Nadie lo previó y no faltaron, entre los hispanistas que esperaban una reedición de los tiempos heroicos, quienes se confesaron decepcionados porque los españoles se habían vuelto como los europeos, aburridos, amigos del pacto, nada que pudiera excitar la imaginación ni el entusiasmo. Y es que, en efecto, poco después de producirse el tan esperado y tan demorado hecho biológico, sonó en el país del trágala la hora de los pactos, tres por falta de uno: sobre el pasado, con la amnistía de todos para todos, reivindicada desde 20 años antes por los comunistas y defendida con esa expresión por los nacionalistas vascos en la memorable sesión del Congreso de Diputados el 14 de octubre de 1977; sobre el presente, con el acuerdo económico-social firmado en La Moncloa pocos días después; y sobre el futuro, con la Constitución y, de inmediato, los estatutos de autonomía. Tres pactos que permitieron a todos los partidos franquear la misma puerta sin necesidad de que ninguno de ellos bajara demasiado la cabeza.
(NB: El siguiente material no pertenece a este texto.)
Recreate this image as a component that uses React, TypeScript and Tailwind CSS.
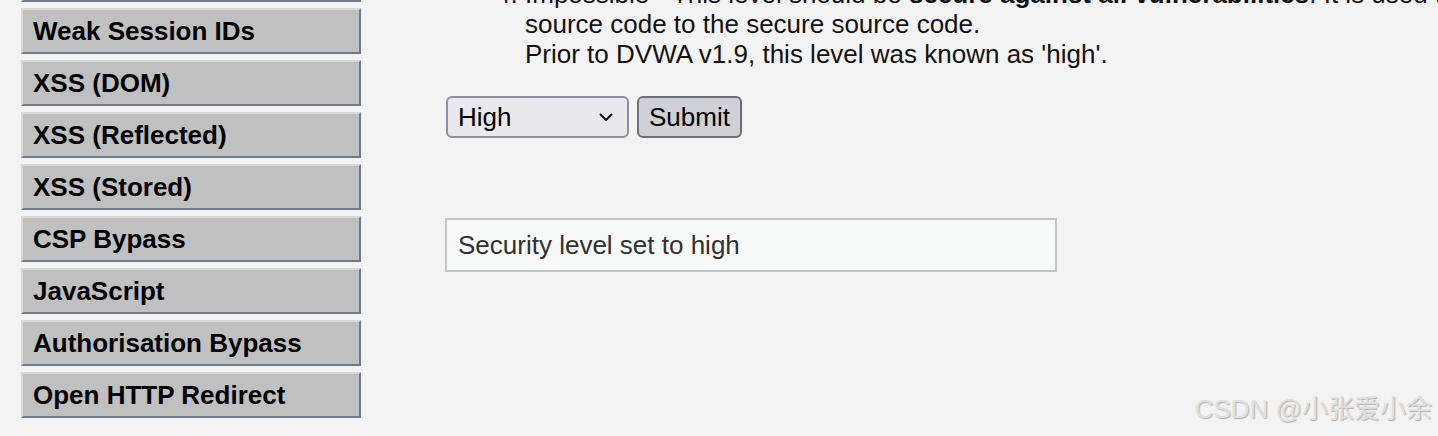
import React from "react";

const items = [
  "Insecure CAPTCHA",
  "Weak Session IDs",
  "XSS (DOM)",
  "XSS (Reflected)",
  "XSS (Stored)",
  "CSP Bypass",
  "JavaScript",
  "Authorisation Bypass",
  "Open HTTP Redirect",
];

export default function App() {
  return (
    <div className="relative w-[1438px] h-[436px] overflow-hidden bg-[#f3f3f3] text-black font-['Liberation_Sans',Arial,sans-serif]">
      <div className="flex items-start">
        <div className="ml-[21px] mt-[-44px] flex w-[340px] shrink-0 flex-col gap-[6px]">
          {items.map((t) => (
            <div
              key={t}
              className="flex h-[46px] items-center border-2 border-t-[#d8d8d8] border-l-[#d8d8d8] border-r-[#6e778c] border-b-[#6e778c] bg-[#c0c0c0] pl-[10px] text-[26px] font-bold leading-none whitespace-nowrap"
            >
              {t}
            </div>
          ))}
        </div>
        <div className="ml-[84px] flex flex-col whitespace-nowrap">
          <ol start={4} className="mt-[-21px] list-decimal pl-[80px] text-[26px] leading-[30px] text-[#111]">
            <li>
              Impossible - This level should be <b>secure against all vulnerabilities</b>. It is used to compare the vulnerable
              <br />
              source code to the secure source code.
              <br />
              Prior to DVWA v1.9, this level was known as 'high'.
            </li>
          </ol>
          <div className="mt-[27px] ml-px flex gap-[8px]">
            <div className="flex h-[42px] w-[183px] items-center justify-between rounded-[6px] border-2 border-[#8f8f9d] bg-[#e9e9ed] pl-[10px] pr-[14px] text-[26px] text-black">
              <span>High</span>
              <svg width="14" height="9" viewBox="0 0 14 9" fill="none">
                <path d="M1.5 1.5 L7 7 L12.5 1.5" stroke="#111" strokeWidth="2" strokeLinecap="round" strokeLinejoin="round" />
              </svg>
            </div>
            <div className="flex h-[42px] w-[105px] items-center rounded-[6px] border-2 border-[#6d6d78] bg-[#d0d0d7] pl-[10px] text-[26px] text-black">
              Submit
            </div>
          </div>
          <div className="mt-[80px] flex h-[54px] w-[612px] items-center border-2 border-[#c4c4c4] bg-[#f8f9f9] pl-[11px] text-[26px] text-[#303030]">
            Security level set to high
          </div>
        </div>
      </div>
      <div className="absolute right-[6px] top-[392px] text-[26px] leading-[34px] text-[#e0e0e0] [text-shadow:1px_1px_1px_#b0b0b0] font-['Liberation_Sans','Noto_Sans_CJK_SC',sans-serif]">
        CSDN @小张爱小余
      </div>
    </div>
  );
}
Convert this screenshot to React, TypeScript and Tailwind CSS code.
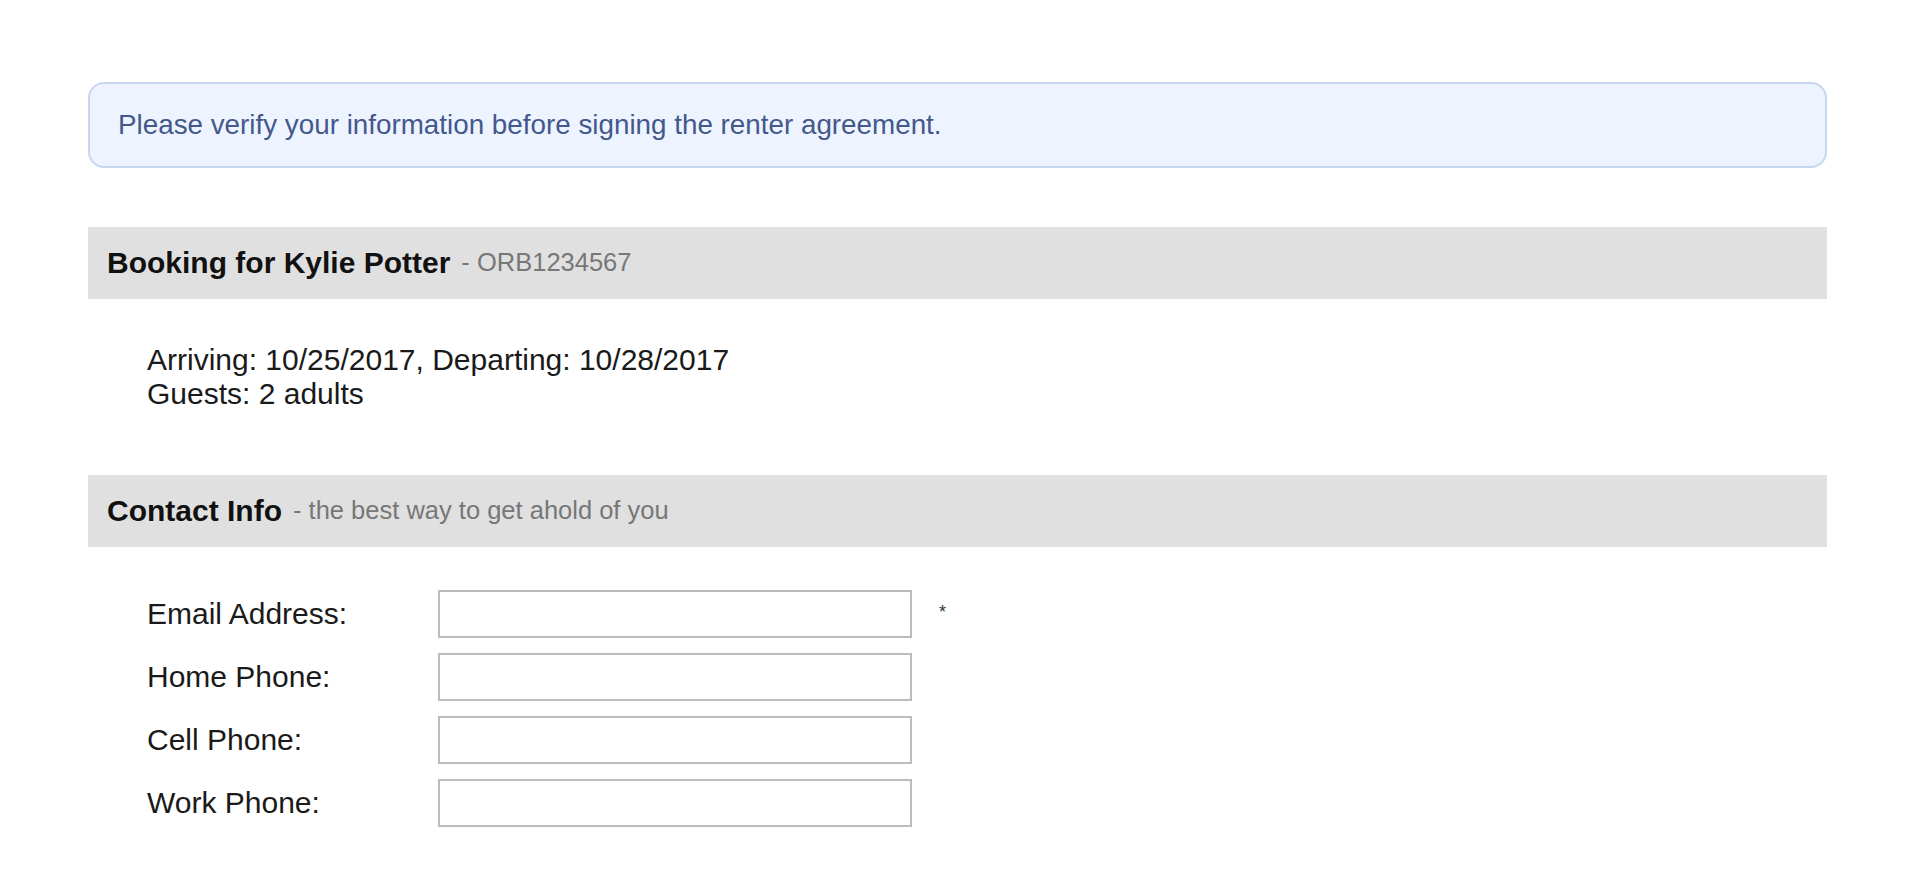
import React from 'react'

const fields = [
  { label: 'Email Address:', required: true },
  { label: 'Home Phone:', required: false },
  { label: 'Cell Phone:', required: false },
  { label: 'Work Phone:', required: false },
]

function SectionHeader({ title, note }: { title: string; note: string }) {
  return (
    <div className="flex items-center h-[72px] bg-[#e0e0e0] pl-[19px]">
      <span className="text-[30px] font-bold text-[#111] leading-none">{title}</span>
      <span className="text-[25.5px] text-[#777] leading-none ml-[11px]">- {note}</span>
    </div>
  )
}

export default function App() {
  return (
    <div
      className="min-h-[874px] bg-white pt-[82px] pl-[88px] pr-[93px]"
      style={{ fontFamily: '"Liberation Sans", Arial, sans-serif' }}
    >
      <div className="flex items-center h-[86px] rounded-[16px] border-2 border-[#c6d6f0] bg-[#edf4ff] pl-[28px]">
        <span className="text-[27.8px] text-[#44588c]">
          Please verify your information before signing the renter agreement.
        </span>
      </div>

      <div className="mt-[59px]">
        <SectionHeader title="Booking for Kylie Potter" note="ORB1234567" />
      </div>

      <div className="mt-[44px] pl-[59px] text-[30px] leading-[34px] text-[#1a1a1a]">
        <div>Arriving: 10/25/2017, Departing: 10/28/2017</div>
        <div>Guests: 2 adults</div>
      </div>

      <div className="mt-[64px]">
        <SectionHeader title="Contact Info" note="the best way to get ahold of you" />
      </div>

      <div className="mt-[43px] pl-[59px] flex flex-col gap-[15px]">
        {fields.map((f) => (
          <div key={f.label} className="flex items-center">
            <label className="w-[291px] text-[30px] text-[#1a1a1a] leading-none">{f.label}</label>
            <input
              type="text"
              className="w-[474px] h-[48px] border-2 border-[#bcbcbc] bg-white outline-none px-2 text-[26px]"
            />
            {f.required && <span className="ml-[27px] text-[18px] text-[#333] -mt-[4px]">*</span>}
          </div>
        ))}
      </div>
    </div>
  )
}
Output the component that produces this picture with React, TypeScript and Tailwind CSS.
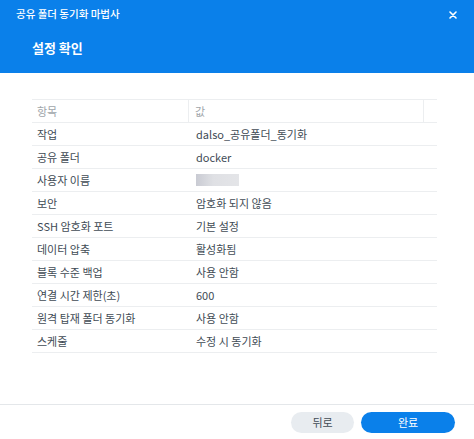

Hoy suenan voces que claman por la ruina del edificio construido sobre los pactos de 1978
Y hoy, ¿dónde estamos? Balmes rechazó los dos extremos de la política de su tiempo con palabras que no han perdido nada de su valor: “Dicen los revolucionarios: en este edificio hay algunas piezas que por mal construidas o por viejas, o porque carecen de objeto, no sirven; arruinemos, pues, el edificio entero y en seguida levantaremos otro de nueva planta. Los que se oponen a toda innovación dicen: cuanto hay en el edificio es tan útil como era antes y, sobre todo, esto existe; estamos en nuestro derecho de conservarlo tal como se halla”. Mal construido en algunas piezas, envejecido y aun sin objeto en otras, hoy suenan voces que claman por la ruina del edificio construido sobre los pactos de 1978, a las que se responde desde el Gobierno que como el edificio existe, mejor no tocarlo. Dos posiciones extremas que nos devuelven a un tiempo de todo o nada, tiempo de trágala, que nunca fue precisamente el mejor.